As improbable as it might sound, this same approach to thinking free can lead to novel ways of addressing some of the many challenges you will confront, no matter what your field or vocation, may be. The key is to break free for just a few minutes from the incredibly tight constraints that rule our thinking almost all of the time, even when we dream or engage in so-called free association.

As I said a moment ago, I assume that all of you during your time at USC have honed your ability to think critically and to imagine audaciously. I encourage you to keep at it: Think gray, don’t jump to immediate judgment; and think free, allow your mind to play with really crazy ideas and solutions.

My words thus far have been directed principally to our students. But I don’t want to neglect the people here today who have nurtured, shepherded, mentored, and inspired our students along their way.

First, I should like to commend our dedicated faculty. The primary relationship at a university is that between an individual faculty member and an individual student. During the course of my 16 years as president of this university, I have talked with thousands of alumni about their experience at USC. In these conversations no one has ever said to me, “You know what I love and remember most keenly about alma mater? The faculty,” that is, the faculty collectively.

Rather, an alum will typically say to me, “You know what I really remember? Professor Jones. He taught this particular course, and was just wonderful. He changed my life, and helped me move in a new direction.”

It almost always comes down to an individual student being affected by an individual faculty member. The faculty who are here today have had without question a profound impact on their students’ lives. For the dedication and passion of my faculty colleagues, I am deeply grateful.

And to the parents who are here today: You who watched that first precocious chess game, that first recital of a poem, the perfect recitation of the alphabet at a remarkably early age, you parents who responded with sincere interest and amazing calm when the first specimens were brought into the house from the pond or from the wet dirt, who introduced stimulating conversation topics over dinner, who watched that ambitious – perhaps overly ambitious – science-fair project come together and hold up . . . To all of you parents, I say, “Well done!” Your efforts have paid off.

Let me close with some final injunctions to our students.

You are the clerisy, the educated class. Perhaps you’re even on your way to being – dare I say it? – the intelligentsia. But more than that, your parents, your teachers, your advisors, your mentors, and your president have tried to nurture you to be – to use a simple Yiddish word – a mensch, a good human being possessing integrity and honor.

In USC’s Role and Mission statement, we articulate that holistic view in this way: “We strive constantly for excellence in teaching knowledge and skills to our students, while at the same time helping them to acquire wisdom and insight, love of truth and beauty, moral discernment, understanding of self, and respect and appreciation for others.”

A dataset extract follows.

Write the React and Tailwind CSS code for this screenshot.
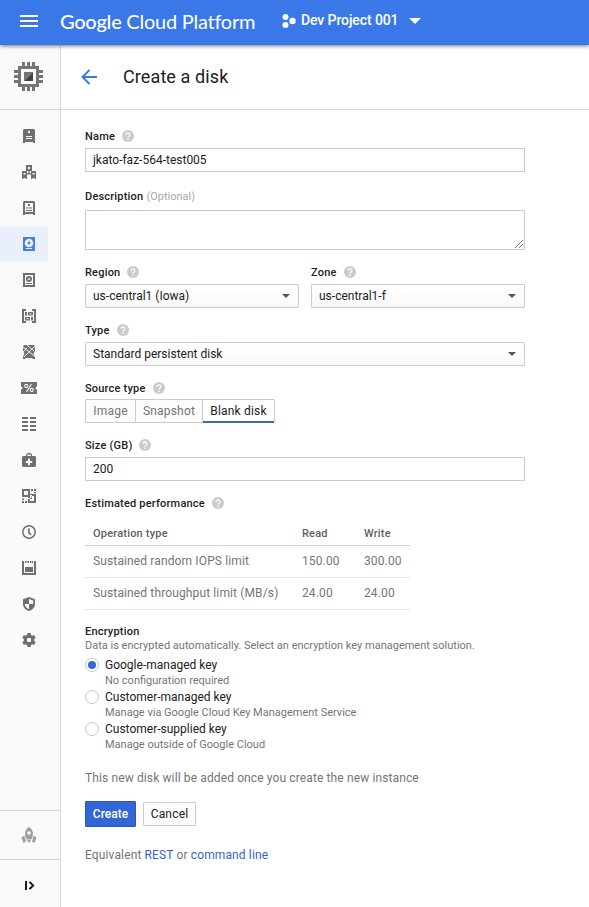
import React from "react";

const navIcons = [
  {
    name: "VM instances",
    art: (
      <path fillRule="evenodd" d="M2 0h10l1 1v13h-2v-1H3v1H1V1zM6 2v2h2V2zM4 7v1h6V7zM4 9v1h6V9z" />
    ),
  },
  {
    name: "Instance groups",
    art: (
      <path
        fillRule="evenodd"
        d="M4 0h6v6H7.600v2H9V6h5v8h-1.500v-1h-2v1H9V9.500H5V14H3.500v-1h-2v1H0V6h5v2h1.400V6H4zM6 2v2h2V2zM1.500 8v1.500h2V8zM10.500 8v1.500h2V8z"
      />
    ),
  },
  {
    name: "Instance templates",
    art: (
      <path
        fillRule="evenodd"
        d="M2 0h10l1 1v13h-2v-1H3v1H1V1zM3 2v9h8V2zM6 3h2v2H6zM4 6.500h6v1H4zM4 9h6v1H4z"
      />
    ),
  },
  {
    name: "Disks",
    active: true,
    art: (
      <path
        fillRule="evenodd"
        d="M1 0h12v14H1zM7 1.700a4.300 4.300 0 1 0 0 8.600 4.300 4.300 0 0 0 0-8.600zM7 4.600a1.400 1.400 0 1 1 0 2.800 1.400 1.400 0 0 1 0-2.800zM4 11v1h6v-1z"
      />
    ),
  },
  {
    name: "Snapshots",
    art: (
      <path
        fillRule="evenodd"
        d="M1 0h12v14H1zM3 2v10h8V2zM7 3a3 3 0 1 1 0 6 3 3 0 0 1 0-6zM7 5a1 1 0 1 0 0 2 1 1 0 0 0 0-2zM4 10h6v1H4z"
      />
    ),
  },
  {
    name: "Images",
    art: (
      <path
        fillRule="evenodd"
        d="M0 0h4v2H2v10h2v2H0zM10 0h4v14h-4v-2h2V2h-2zM3 3h2v3.500H3zM6 3h5v3.500H6zM7.500 4.200v1h2v-1zM3 8h5v3.500H3zM4.500 9.200v1h2v-1zM9 8h2v3.500H9z"
      />
    ),
  },
  {
    name: "TPUs",
    art: (
      <>
        <path d="M2 0h10l1 1v5l-1.500 2.500L13 12v2h-2l-1-1H4l-1 1H1v-2l1.500-3.500L1 6V1z" />
        <path d="M1 2l12 9.500M13 1L2 12M5 0l7 6M1 7l4-4" fill="none" stroke="#fafafa" strokeWidth="0.900" />
      </>
    ),
  },
  {
    name: "Committed use discounts",
    art: (
      <>
        <path d="M-1 1h16v4.500a1.500 1.500 0 0 0 0 3V13H-1V8.500a1.500 1.500 0 0 0 0-3z" />
        <g fill="none" stroke="#fafafa" strokeWidth="1.100">
          <circle cx="4.300" cy="5" r="1.600" />
          <circle cx="9.700" cy="9" r="1.600" />
          <path d="M9.500 3L4.500 11" />
        </g>
      </>
    ),
  },
  {
    name: "Metadata",
    art: <path d="M0 0h6v2H0zM8 0h6v2H8zM0 4h6v2H0zM8 4h6v2H8zM0 8h6v2H0zM8 8h6v2H8zM0 12h6v2H0zM8 12h6v2H8z" />,
  },
  {
    name: "Health checks",
    art: (
      <path
        fillRule="evenodd"
        d="M4 3V1.500L5.500 0h3L10 1.500V3h3l1 1v9l-1 1H1l-1-1V4l1-1zM5.300 3h3.400V1.500H5.300zM6 5.500V8H3.800v2H6v2.200h2V10h2.200V8H8V5.500z"
      />
    ),
  },
  {
    name: "Zones",
    art: (
      <path
        fillRule="evenodd"
        d="M0 0h8v5h6v9H6V8H0zM2 2v4h4V2zM8 7v5h4V7zM9 0h2v2H9zM12 0h2v2h-2zM12 3h2v1.200h-2zM0 9.500h2V11H0zM0 12h2v2H0zM3 12h2v2H3zM6 9h3.500V7H8V6h2v4H6z"
      />
    ),
  },
  {
    name: "Operations",
    art: (
      <g fill="none" stroke="currentColor">
        <circle cx="7" cy="7" r="6.200" strokeWidth="1.500" />
        <path d="M6.800 3.300V7.200L9 10" strokeWidth="1.700" />
      </g>
    ),
  },
  {
    name: "Quotas",
    art: <path d="M0 0h2v12h10V0h2v14H0zM3 6h8v5H3zM3 0h1.500v2H3zM5.500 0H7v2H5.500zM8 0h1.500v2H8zM10 0h1v2h-1z" />,
  },
  {
    name: "Security scans",
    art: (
      <path
        fillRule="evenodd"
        d="M7 0l6 2.300V7c0 3.300-2.500 6-6 7-3.500-1-6-3.700-6-7V2.300zM7 2v5H2.800c.3 2.500 2 4.500 4.200 5.300V7h4.200V3.500z"
      />
    ),
  },
  {
    name: "Settings",
    art: (
      <path
        fillRule="evenodd"
        d="M5.400 0h3.200l.4 2 1.200.7 1.900-.7 1.600 2.800L12.200 6.100v1.800l1.500 1.300-1.600 2.800-1.900-.7L9 12l-.4 2H5.400L5 12l-1.200-.7-1.900.7L.3 9.200l1.500-1.300V6.100L.3 4.800 1.900 2l1.900.7L5 2zM7 4.800a2.200 2.200 0 1 0 0 4.400 2.200 2.200 0 0 0 0-4.400z"
      />
    ),
  },
];

const keyOptions = [
  { title: "Google-managed key", hint: "No configuration required", checked: true },
  { title: "Customer-managed key", hint: "Manage via Google Cloud Key Management Service" },
  { title: "Customer-supplied key", hint: "Manage outside of Google Cloud" },
];

function Help() {
  return (
    <svg className="ml-[7px] h-3 w-3 shrink-0" viewBox="0 0 12 12">
      <circle cx="6" cy="6" r="6" fill="#cbcbcb" />
      <path d="M4.200 4.700a1.800 1.800 0 1 1 2.700 1.500C6.200 6.600 6 6.900 6 7.600" fill="none" stroke="#fff" strokeWidth="1.300" />
      <path d="M5.300 8.500h1.400v1.400H5.300z" fill="#fff" />
    </svg>
  );
}

function Label({ children, help, optional }) {
  return (
    <div className="flex h-4 items-center text-[11px] leading-4 font-medium tracking-[0.2px] text-[#212121]">
      <span className="pt-0.5">{children}</span>
      {optional && <span className="ml-[3px] pt-0.5 font-normal tracking-normal text-[#a8a8a8]">(Optional)</span>}
      {help && <Help />}
    </div>
  );
}

function Select({ value }) {
  return (
    <div className="mt-1 flex h-6 items-center justify-between rounded-[1px] border border-[#ccc] bg-linear-to-b from-white to-[#f8f8f8] pr-2 pl-[7px]">
      <span>{value}</span>
      <svg className="h-1 w-2" viewBox="0 0 8 4">
        <path d="M0 0h8L4 4z" fill="#555" />
      </svg>
    </div>
  );
}

function TopBar() {
  return (
    <header className="relative z-10 flex h-[45px] items-center bg-[#3b78e7] pb-1 pl-5 text-white shadow-[0_1px_4px_rgba(0,0,0,0.55)]">
      <svg className="h-3 w-[18px]" viewBox="0 0 18 12">
        <path d="M0 0h18v2H0zM0 5h18v2H0zM0 10h18v2H0z" fill="#fff" />
      </svg>
      <div className="ml-[22px] w-[214px] font-[Lato] text-[20px] leading-6 tracking-[-0.25px] whitespace-nowrap">
        <span className="font-medium">Google</span> Cloud Platform
      </div>
      <svg className="ml-[8px] h-[14px] w-[14px]" viewBox="0 0 14 14">
        <g fill="#fff">
          <circle cx="3.500" cy="3" r="3" />
          <circle cx="3.500" cy="11" r="3" />
          <circle cx="10.500" cy="7" r="3.200" />
        </g>
      </svg>
      <span className="ml-[5px] text-[14px] font-medium tracking-[-0.1px] whitespace-nowrap">Dev Project 001</span>
      <svg className="ml-[11px] h-[6px] w-3" viewBox="0 0 12 6">
        <path d="M0 0h12L6 6z" fill="#fff" />
      </svg>
    </header>
  );
}

function Sidebar() {
  return (
    <aside className="flex w-[61px] shrink-0 flex-col border-r border-[#d8d8d8] bg-[#fafafa]">
      <div className="flex h-[65px] items-center border-b border-[#d8d8d8] pb-[2px] pl-[14px]">
        <svg className="h-[29px] w-[29px]" viewBox="0 0 29 29" shapeRendering="crispEdges">
          <path
            fill="#757575"
            fillRule="evenodd"
            d="M4 4h21v21H4zM7 7v15h15V7zM8 0h3v4H8zM13 0h3v4h-3zM18 0h3v4h-3zM8 25h3v4H8zM13 25h3v4h-3zM18 25h3v4h-3zM0 8h4v3H0zM0 13h4v3H0zM0 18h4v3H0zM25 8h4v3h-4zM25 13h4v3h-4zM25 18h4v3h-4z"
          />
          <path d="M10 10h9v9h-9z" fill="#424242" />
          <path d="M10 10h9l-9 9z" fill="#757575" />
        </svg>
      </div>
      <nav className="flex flex-1 flex-col pt-2">
        {navIcons.map((item) => (
          <a
            key={item.name}
            className={
              item.active
                ? "flex h-9 w-12 items-center bg-[#e9f0fb] pl-[22px] text-[#4a7de0]"
                : "flex h-9 w-12 items-center pl-[22px] text-[#707070]"
            }
          >
            <svg className="h-[14px] w-[14px] overflow-visible" viewBox="0 0 14 14" fill="currentColor">
              {item.art}
            </svg>
          </a>
        ))}
      </nav>
      <div className="flex h-[49px] items-center border-t border-[#d8d8d8] pl-[21px]">
        <svg className="h-4 w-4" viewBox="0 0 16 16" fill="#9e9e9e">
          <path
            fillRule="evenodd"
            d="M8 0c2.500 1.500 4 4 4 6.500 0 2-.5 4-1.500 6h-5C4.500 10.500 4 8.500 4 6.500 4 4 5.500 1.500 8 0zM8 4.200a1.800 1.800 0 1 0 0 3.600 1.800 1.800 0 0 0 0-3.600z"
          />
          <path d="M6 13h4l-2 3zM3.300 8.500L5 14.500 2.500 16 .5 10.500zM12.700 8.500L11 14.500l2.500 1.500 2-5.500z" />
        </svg>
      </div>
      <div className="flex h-12 items-center border-t border-[#d8d8d8] pt-[3px] pl-[25px]">
        <svg className="h-[9px] w-[10px]" viewBox="0 0 10 9">
          <path d="M1 0v9M4.500 .8L8.200 4.500 4.500 8.200" fill="none" stroke="#111" strokeWidth="1.900" />
        </svg>
      </div>
    </aside>
  );
}

function Performance() {
  return (
    <table className="mt-[10px] w-[325px] table-fixed text-left tracking-[0.13px] text-[#757575]">
      <thead>
        <tr className="h-6 border-b border-[#d0d0d0] text-[11px] tracking-[0.2px] text-[#616161]">
          <th className="w-[209px] p-0 pt-[3px] pl-2 font-medium">Operation type</th>
          <th className="w-[62px] p-0 pt-[3px] pl-2 font-medium">Read</th>
          <th className="p-0 pt-[3px] pl-2 font-medium">Write</th>
        </tr>
      </thead>
      <tbody>
        <tr className="h-8 border-b border-[#e4e4e4]">
          <td className="p-0 pl-2">Sustained random IOPS limit</td>
          <td className="p-0 pl-2">150.00</td>
          <td className="p-0 pl-2">300.00</td>
        </tr>
        <tr className="h-8 border-b border-[#e4e4e4]">
          <td className="p-0 pl-2">Sustained throughput limit (MB/s)</td>
          <td className="p-0 pl-2">24.00</td>
          <td className="p-0 pl-2">24.00</td>
        </tr>
      </tbody>
    </table>
  );
}

function DiskForm() {
  return (
    <form className="w-[488px] px-6 pt-[18px]">
      <Label help>Name</Label>
      <div className="mt-1 flex h-6 items-center border border-[#ccc] pl-[7px]">jkato-faz-564-test005</div>

      <div className="mt-4">
        <Label optional>Description</Label>
        <div className="mt-[6px] flex h-10 items-end justify-end border border-[#ccc] p-px">
          <svg className="h-2 w-2" viewBox="0 0 8 8">
            <path d="M0 8L8 0M4 8l4-4" stroke="#666" strokeWidth="0.900" />
          </svg>
        </div>
      </div>

      <div className="mt-[14px] grid grid-cols-2 gap-3">
        <div>
          <Label help>Region</Label>
          <Select value="us-central1 (Iowa)" />
        </div>
        <div>
          <Label help>Zone</Label>
          <Select value="us-central1-f" />
        </div>
      </div>

      <div className="mt-[14px]">
        <Label help>Type</Label>
        <Select value="Standard persistent disk" />
      </div>

      <div className="mt-[14px]">
        <Label help>Source type</Label>
        <div className="mt-[3px] flex h-6 w-[190px] rounded-[1px] border border-[#ccc] tracking-[0.2px] text-[#757575]">
          <div className="flex w-[50px] items-center justify-center border-r border-[#ccc] bg-[#fcfcfc]">Image</div>
          <div className="flex w-[67px] items-center justify-center border-r border-[#ccc] bg-[#fcfcfc]">Snapshot</div>
          <div className="-mb-px flex flex-1 items-center justify-center border-b-2 border-[#3b68c4] text-[#212121]">
            Blank disk
          </div>
        </div>
      </div>

      <div className="mt-[14px]">
        <Label help>Size (GB)</Label>
        <div className="mt-1 flex h-6 items-center border border-[#ccc] pl-[7px]">200</div>
      </div>

      <div className="mt-[14px]">
        <Label help>Estimated performance</Label>
        <Performance />
      </div>

      <div className="mt-[13px]">
        <Label>Encryption</Label>
        <p className="-mt-px text-[11px] leading-[15px] whitespace-nowrap text-[#757575]">
          Data is encrypted automatically. Select an encryption key management solution.
        </p>
      </div>
      <div className="mt-1">
        {keyOptions.map((option) => (
          <div key={option.title} className="flex h-8">
            <span className="mt-[1px] mr-[6px] flex h-[14px] w-[14px] items-center justify-center rounded-full border border-[#c8c8c8]">
              {option.checked && <span className="h-2 w-2 rounded-full bg-[#3367d6]" />}
            </span>
            <div>
              <div className="leading-4">{option.title}</div>
              <div className="text-[11px] leading-[15px] text-[#757575]">{option.hint}</div>
            </div>
          </div>
        ))}
      </div>

      <p className="mt-[17px] leading-4 tracking-[0.12px] text-[#757575]">
        This new disk will be added once you create the new instance
      </p>
      <div className="mt-[15px] flex items-center gap-[7px]">
        <button
          type="button"
          className="h-[26px] w-[51px] rounded-[1px] border border-[#2a56c6] bg-[#3367d6] font-medium text-white"
        >
          Create
        </button>
        <button type="button" className="h-6 w-[53px] rounded-[1px] border border-[#ccc] bg-[#fcfcfc] tracking-[0.2px]">
          Cancel
        </button>
      </div>
      <p className="mt-5 leading-4 tracking-[0.13px] text-[#757575]">
        Equivalent <a className="text-[#3b62c0]">REST</a> or <a className="text-[#3b62c0]">command line</a>
      </p>
    </form>
  );
}

export default function App() {
  return (
    <div className="flex h-[907px] w-[589px] flex-col overflow-hidden bg-white font-[Roboto,sans-serif] text-[12px] text-[#212121]">
      <TopBar />
      <div className="flex min-h-0 flex-1">
        <Sidebar />
        <main className="flex-1">
          <div className="flex h-[65px] items-center border-b border-[#d8d8d8] pl-5">
            <svg className="h-4 w-4" viewBox="0 0 16 16">
              <path d="M16 8H1.500M8.500 1L1.500 8l7 7" fill="none" stroke="#3b78e7" strokeWidth="1.900" />
            </svg>
            <h1 className="ml-[26px] pb-0.5 text-[18px] tracking-[0.1px]">Create a disk</h1>
          </div>
          <DiskForm />
        </main>
      </div>
    </div>
  );
}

Let me accentuate one of those lofty goals, “to acquire wisdom and insight.”

Phi Beta Kappa: Those are the first letters of three Greek words that form the society’s motto. And that motto is, in English: “Love of wisdom, the guide of life.”

You are without question individuals of uncommon intelligence. As you go forward, I wish for you that quality without which intelligence counts for naught: and that is wisdom, and the love of wisdom.

Congratulations on achieving this momentous distinction. It is indeed a badge of honor that you will wear, and that will serve you well, for the remainder of your days.

Thank you also for the gift of my honorary membership in Phi Beta Kappa, and thank you for allowing me to share this special event with you.

You have truly made us proud, and in return the entire Trojan Family is proud of you.